AI & Automization, HLT, Best Practice

AI-Driven News Radio: DW's Experimental Podcast Creator

Is there a way to create a five minute news show in five minutes? Well, not quite, but we're certainly getting there. Andy Giefer, HLT/NLProc aficionado and our team's tech lead, has put together a piece of software that aims to experiment with the automation of web radio – and already shows very promising results. In this post, we take a look at how the prototype application works, and what kind of benefits and risks it brings.

So what exactly is the Podcast Creator? Described in the most concise way, it's an easy-to-use, AI-driven, mash-up authoring tool (only available for macOS at the moment) that allows journalists to create a professional news podcast in no time, based on previously published web articles, partly or fully synthetic voices and a largely automated production workflow.

Let's take a quick look at the current UI:

The core functionalities

The app works pretty much like this: Users copy/paste text from any news article, import it via a DW URL, or directly bring it in via MONITIO (a state-of-the-art news monitoring platform co-developed by DW). They can then manually edit the selected news items, change the running order – and will at some point also be able to request automatic summaries (via LLaMa or Alpaca).

Once the news podcast is properly compiled and edited, users prompt the system to produce/build a high-quality audio file, based on a template.

The workflow basically looks like this:

The template provided by the Podcast Creator follows a typical newscast structure: an introduction with music, a main section with the actual stories, an outro.

The name of the presenter and their voice can be customized. And here's where it gets really interesting: Voices can be fully synthetic (i.e. system voices) or based on real people (i.e. news anchors), whose voices are cloned with coqui TTS. We're also exploring the possibilities of voice shaping (using tools provided by ElevenLabs), which describes the process of taking an artificial voice and making it sound like your own. This allows presenters to read the news in a language that's foreign to them – all based on abstract voice characteristics and AI models.

The benefits

So what makes the app interesting and useful? First of all, the Podcast Creator can help journalists save a lot of time: The process of curating and revising a standard newscast is drastically sped up (without losing editorial control), and the routine task of reading the news is fully automated. Journalists can thus focus on other, more demanding or rewarding work: analysis, comments, big picture explainers, cooperation with other newsrooms, you name it. Shaped, cloned, or fully synthesized voices also ensure the news can be broadcast 24/7, 365 days a year, even when the hosts are unavailable or budgets don't allow a continuous service.

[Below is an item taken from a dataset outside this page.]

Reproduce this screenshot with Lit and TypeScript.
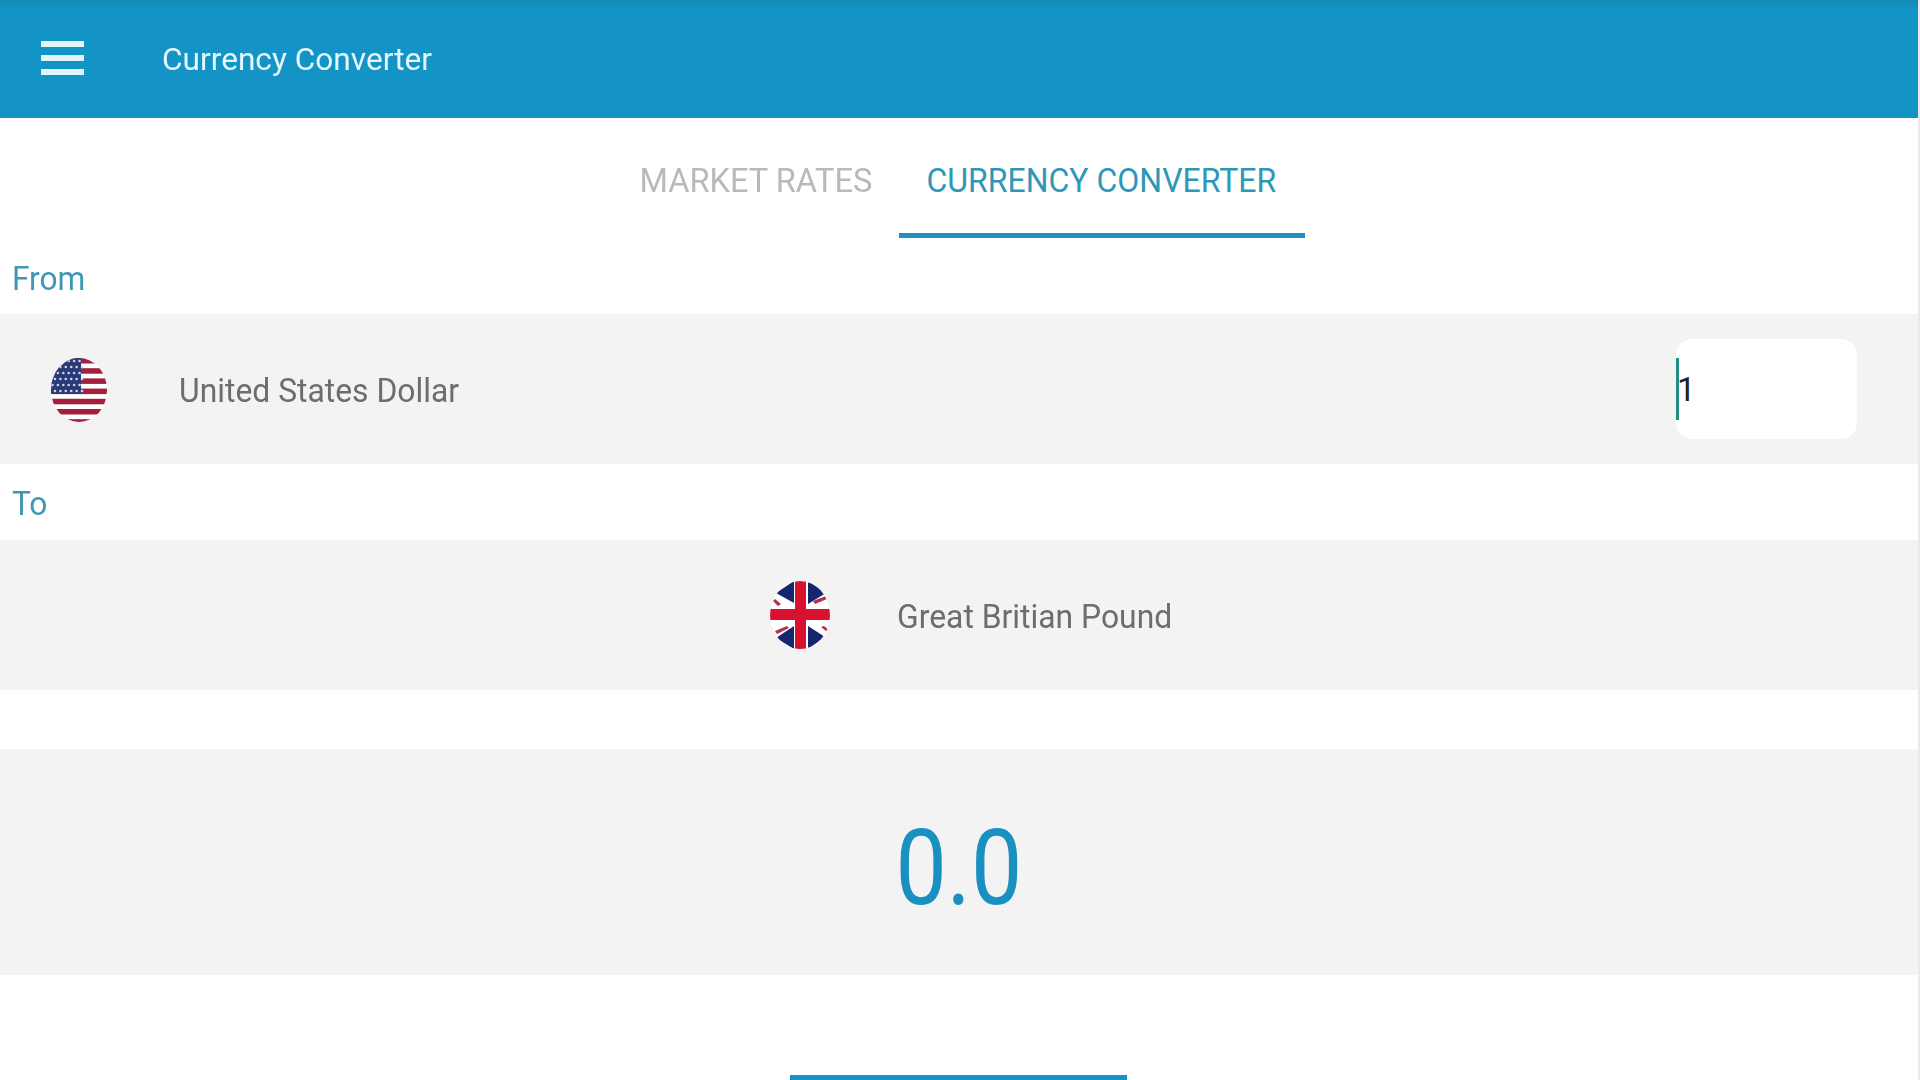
import { LitElement, html, css, svg } from "lit";
import { customElement } from "lit/decorators.js";

@customElement("app-root")
export class AppRoot extends LitElement {
  static styles = css`
    :host { display: block; position: relative; width: 1920px; height: 1080px; overflow: hidden; background: #fff; font-family: Roboto, "Liberation Sans", sans-serif; }
    .bar { height: 118px; background: #1493c6; display: flex; align-items: center; box-sizing: border-box; padding-left: 41px; background-image: linear-gradient(#1289b6, #1493c6 8px); }
    .menu { width: 43px; height: 34px; display: flex; flex-direction: column; justify-content: space-between; margin-top: -3px; }
    .menu i { display: block; height: 6px; background: #dff5fb; }
    .title { margin-left: 78px; font-size: 32px; color: #e4f7fc; transform: scaleX(.988); transform-origin: left center; white-space: nowrap; }
    .tabs { height: 121px; display: flex; box-sizing: border-box; padding-left: 620px; }
    .tab { display: flex; align-items: center; justify-content: center; height: 120px; box-sizing: border-box; padding-top: 9px; font-size: 33px; white-space: nowrap; border-bottom: 5px solid transparent; }
    .tab span { display: inline-block; }
    .tab.off { width: 272px; color: #b9b9b9; }
    .tab.off span { transform: scaleX(.987); }
    .tab.on { width: 406px; margin-left: 7px; color: #2e97b8; border-bottom-color: #1e8fc0; }
    .tab.on span { transform: translateX(-1px) scaleX(.97); }
    .label { height: 75px; box-sizing: border-box; padding: 15px 0 0 12px; font-size: 33px; color: #3f97b4; line-height: 50px; }
    .label.second { height: 76px; }
    .label span { display: inline-block; transform: scaleX(.96); transform-origin: left center; }
    .row { height: 150px; background: #f3f3f4; display: flex; align-items: center; }
    .name { font-size: 33px; color: #6d6d6d; white-space: nowrap; padding-top: 2px; }
    .name span { display: inline-block; transform: scaleX(.965); transform-origin: left center; }
    .from { padding-left: 50px; padding-right: 63px; }
    .from .name { margin-left: 71px; flex: 1; }
    .input { width: 181px; height: 100px; background: #fff; border-radius: 16px; display: flex; align-items: center; font-size: 33px; color: #222; box-sizing: border-box; }
    .caret { width: 3px; height: 62px; background: #1f8d80; margin-right: -2px; }
    .to { padding-left: 770px; }
    .to .name { margin-left: 67px; }
    .gap { height: 59px; }
    .result { height: 226px; background: #f3f3f4; display: flex; justify-content: center; align-items: center; color: #1891c0; font-size: 105px; }
    .result span { display: inline-block; transform: translate(-1px, 6px) scaleX(.87); }
    .btn { width: 337px; height: 10px; background: #1493c6; margin: 100px 0 0 790px; }
    .edge { position: absolute; left: 1918px; top: 0; width: 2px; height: 1080px; background: #e9eaec; }
    svg { display: block; flex: none; filter: blur(.5px); }
    .us-flag { margin-top: 2px; }
  `;

  render() {
    const stripes = [0, 1, 2, 3, 4, 5, 6];
    const stars: number[][] = [];
    for (let r = 0; r < 6; r++) for (let c = 0; c < 6; c++) stars.push([c * 5.4 + 2.5 + (r % 2 ? 2.5 : 0), r * 6 + 4]);
    return html`
      <div class="bar">
        <div class="menu"><i></i><i></i><i></i></div>
        <div class="title">Currency Converter</div>
      </div>
      <div class="tabs">
        <div class="tab off"><span>MARKET RATES</span></div>
        <div class="tab on"><span>CURRENCY CONVERTER</span></div>
      </div>
      <div class="label"><span>From</span></div>
      <div class="row from">
        <svg class="us-flag" width="58" height="66" viewBox="0 0 58 66">
          <defs><clipPath id="us"><ellipse cx="29" cy="33" rx="28" ry="32"/></clipPath></defs>
          <g clip-path="url(#us)">
            <rect width="58" height="66" fill="#fff"/>
            ${stripes.map((i) => svg`<rect x="0" y="${i * 10.2 + 1}" width="58" height="5.5" fill="#a21f3e"/>`)}
            <rect x="0" y="0" width="31" height="37" fill="#2a3a78"/>
            ${stars.map(([x, y]) => svg`<circle cx="${x}" cy="${y}" r="1.3" fill="#c9d5ea"/>`)}
          </g>
        </svg>
        <div class="name"><span>United States Dollar</span></div>
        <div class="input"><div class="caret"></div>1</div>
      </div>
      <div class="label second"><span>To</span></div>
      <div class="row to">
        <svg width="60" height="68" viewBox="0 0 60 68">
          <defs><clipPath id="uk"><ellipse cx="30" cy="34" rx="30" ry="34"/></clipPath></defs>
          <g clip-path="url(#uk)">
            <rect width="60" height="68" fill="#fff"/>
            <path d="M6 12 L24 0 L24 22 Z M38 0 L38 23 L56 12 Z M6 57 L24 45 L24 68 Z M38 45 L38 68 L55 56 Z" fill="#14266e"/>
            <path d="M3 20 L5 18 L11 23 L8 25 Z M5 50 L17 45 L19 47 L7 53 Z M43 20 L56 15 L57 18 L45 23 Z M51 46 L54 45 L59 49 L56 50 Z" fill="#b8304f"/>
            <rect x="25" y="0" width="11" height="68" fill="#d9112f"/>
            <rect x="0" y="28" width="60" height="11" fill="#d9112f"/>
          </g>
        </svg>
        <div class="name"><span>Great Britian Pound</span></div>
      </div>
      <div class="gap"></div>
      <div class="result"><span>0.0</span></div>
      <div class="btn"></div>
      <div class="edge"></div>
    `;
  }
}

The most exciting (and most radical) feature may be the potential to expand the news service to virtually any region in the world. As long as there's a voice model, the news can be read in that language. And, as pointed out before, AI can also make a sampled and shaped voice perform in a plethora of languages the human anchor would've never been able to master in their lifetime. The system thus also enables the massive "export" of voice talent.

The risks

As with all tools based on automation and AI, there are a number of risks, and we're fully aware of them.

For instance, it's not unlikely that a massive rollout could make a broadcaster less trustworthy and damage its brand, even if journalists and production managers are 100% transparent about the use of AI technology. Audiences might say: "They're faking the voices, so who knows if they're not also faking the news?"

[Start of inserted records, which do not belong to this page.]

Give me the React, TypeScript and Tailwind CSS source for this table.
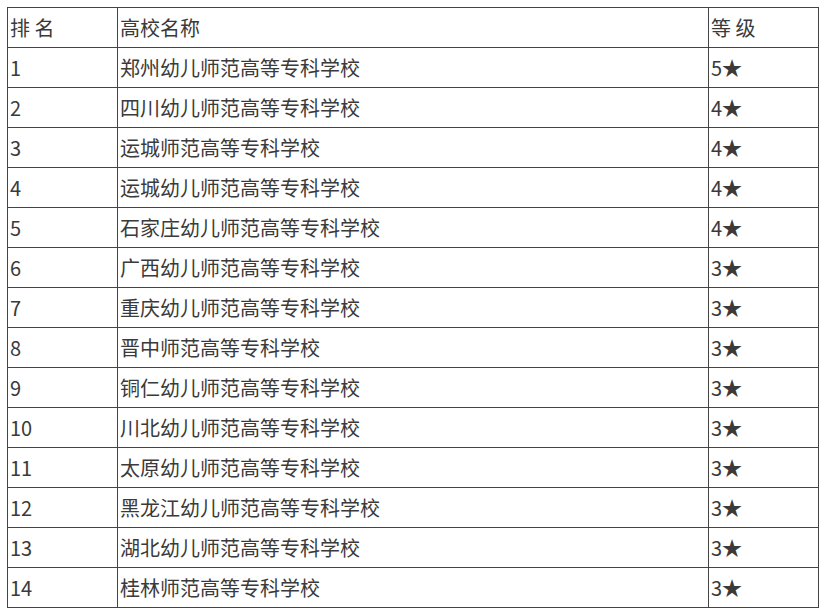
const ROWS: [string, string, string][] = [
  ["1", "郑州幼儿师范高等专科学校", "5★"],
  ["2", "四川幼儿师范高等专科学校", "4★"],
  ["3", "运城师范高等专科学校", "4★"],
  ["4", "运城幼儿师范高等专科学校", "4★"],
  ["5", "石家庄幼儿师范高等专科学校", "4★"],
  ["6", "广西幼儿师范高等专科学校", "3★"],
  ["7", "重庆幼儿师范高等专科学校", "3★"],
  ["8", "晋中师范高等专科学校", "3★"],
  ["9", "铜仁幼儿师范高等专科学校", "3★"],
  ["10", "川北幼儿师范高等专科学校", "3★"],
  ["11", "太原幼儿师范高等专科学校", "3★"],
  ["12", "黑龙江幼儿师范高等专科学校", "3★"],
  ["13", "湖北幼儿师范高等专科学校", "3★"],
  ["14", "桂林师范高等专科学校", "3★"],
];

const cell = "border border-[#444] h-10 px-[2px] py-0 align-middle text-left font-normal";

export default function App() {
  return (
    <div
      className="w-[826px] h-[615px] bg-white pl-[7px] pt-[7px] text-[#3a3a3a] text-[20px] leading-none"
      style={{ fontFamily: '"Microsoft YaHei", "Noto Sans CJK SC", "Noto Sans", sans-serif' }}
    >
      <table className="border-collapse w-[811px] table-fixed border border-[#444]">
        <colgroup>
          <col className="w-[110px]" />
          <col className="w-[591px]" />
          <col className="w-[110px]" />
        </colgroup>
        <thead>
          <tr>
            <th className={cell}>排 名</th>
            <th className={cell}>高校名称</th>
            <th className={cell}>等 级</th>
          </tr>
        </thead>
        <tbody>
          {ROWS.map(([rank, name, grade]) => (
            <tr key={rank}>
              <td className={cell}>{rank}</td>
              <td className={cell}>{name}</td>
              <td className={cell}>{grade}</td>
            </tr>
          ))}
        </tbody>
      </table>
    </div>
  );
}
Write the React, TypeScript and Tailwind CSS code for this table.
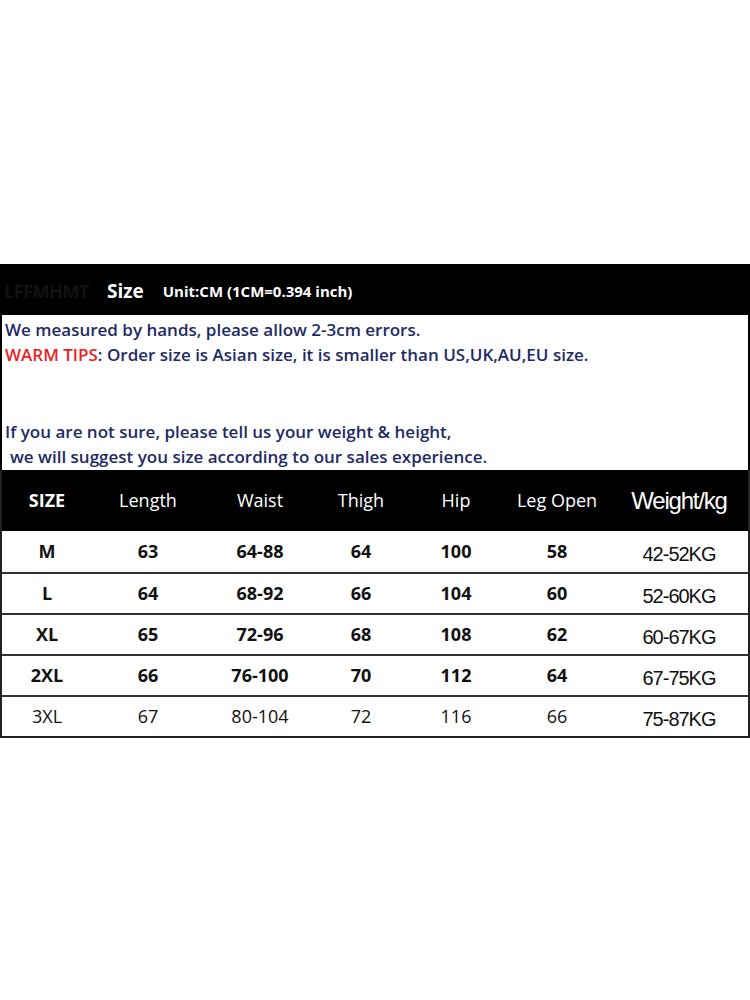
const rows = [
  { size: "M", length: "63", waist: "64-88", thigh: "64", hip: "100", leg: "58", weight: "42-52KG", bold: true },
  { size: "L", length: "64", waist: "68-92", thigh: "66", hip: "104", leg: "60", weight: "52-60KG", bold: true },
  { size: "XL", length: "65", waist: "72-96", thigh: "68", hip: "108", leg: "62", weight: "60-67KG", bold: true },
  { size: "2XL", length: "66", waist: "76-100", thigh: "70", hip: "112", leg: "64", weight: "67-75KG", bold: true },
  { size: "3XL", length: "67", waist: "80-104", thigh: "72", hip: "116", leg: "66", weight: "75-87KG", bold: false },
];

const cols = "grid grid-cols-[90px_112px_112px_90px_100px_102px_142px]";

export default function App() {
  return (
    <div className="min-h-[1000px] w-[750px] bg-white pt-[264px] font-['Open_Sans',sans-serif]">
      {/* title band */}
      <div className="flex h-[51px] items-center bg-black pl-[4px] pt-[4px]">
        <span className="w-[100px] text-[18px] font-bold tracking-tight text-[#121212]">LFFMHMT</span>
        <span className="ml-[3px] text-[19px] font-bold text-white">Size</span>
        <span className="ml-[19px] text-[15px] font-bold text-white">Unit:CM (1CM=0.394 inch)</span>
      </div>

      {/* notes */}
      <div className="h-[155px] border-x-2 border-black pl-[3px] pt-[2px] text-[17px] font-semibold leading-[25px] text-[#1e2b63]">
        <p>We measured by hands, please allow 2-3cm errors.</p>
        <p>
          <span className="text-[#ee1c25]">WARM TIPS</span>: Order size is Asian size, it is smaller than US,UK,AU,EU size.
        </p>
        <p className="mt-[52px]">If you are not sure, please tell us your weight &amp; height,</p>
        <p className="pl-[5px]">we will suggest you size according to our sales experience.</p>
      </div>

      {/* table */}
      <div className="border-x-2 border-b-2 border-[#222]">
        <div className={`${cols} h-[61px] items-center bg-black text-center text-[18px] text-white`}>
          <span className="font-bold">SIZE</span>
          <span>Length</span>
          <span>Waist</span>
          <span>Thigh</span>
          <span>Hip</span>
          <span>Leg Open</span>
          <span className="font-['Liberation_Sans',sans-serif] text-[24px] tracking-[-1.2px]">Weight/kg</span>
        </div>
        {rows.map((r, i) => (
          <div
            key={r.size}
            className={`${cols} h-[41px] items-center text-center text-[18px] text-[#111] ${i > 0 ? "border-t-2 border-[#333]" : ""} ${r.bold ? "font-bold" : ""}`}
          >
            <span>{r.size}</span>
            <span>{r.length}</span>
            <span>{r.waist}</span>
            <span>{r.thigh}</span>
            <span>{r.hip}</span>
            <span>{r.leg}</span>
            <span className="pt-[4px] font-['Liberation_Sans',sans-serif] text-[20px] font-normal tracking-[-1px]">{r.weight}</span>
          </div>
        ))}
      </div>
    </div>
  );
}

A massive use of AI voices would also make a news show less authentic. In spite of quantum leaps in the field of HLT, most people can still tell the difference between a computer voice and a human host, especially when listening closely for a couple of minutes. Furthermore, occasional background noises, slightly sore voices, bloopers, and other imperfections hinting at a "manual" production may actually be a good thing in the long run – and something that's very hard to reproduce synthetically.

There's also the risk that in times of austerity and fierce competition, AI technology will simply be used to cut budgets, lay off staff, or increase earnings – instead of using freed resources for better and more inclusive journalism.

What's next?

In the next couple of months, Andy and his team will refine the Podcast Creator, do more user testing, and add more features. But what's even more important: A lot of experts at DW will discuss the app, the underlying technology and all its implications. Before doing anything other than lab experiments with a tool like this, it's highly important to consider ethical and legal aspects. If DW puts AI tools to work at scale, it'll have to be in the form of trusted, transparent, and sustainable AI.

Alexander Plaum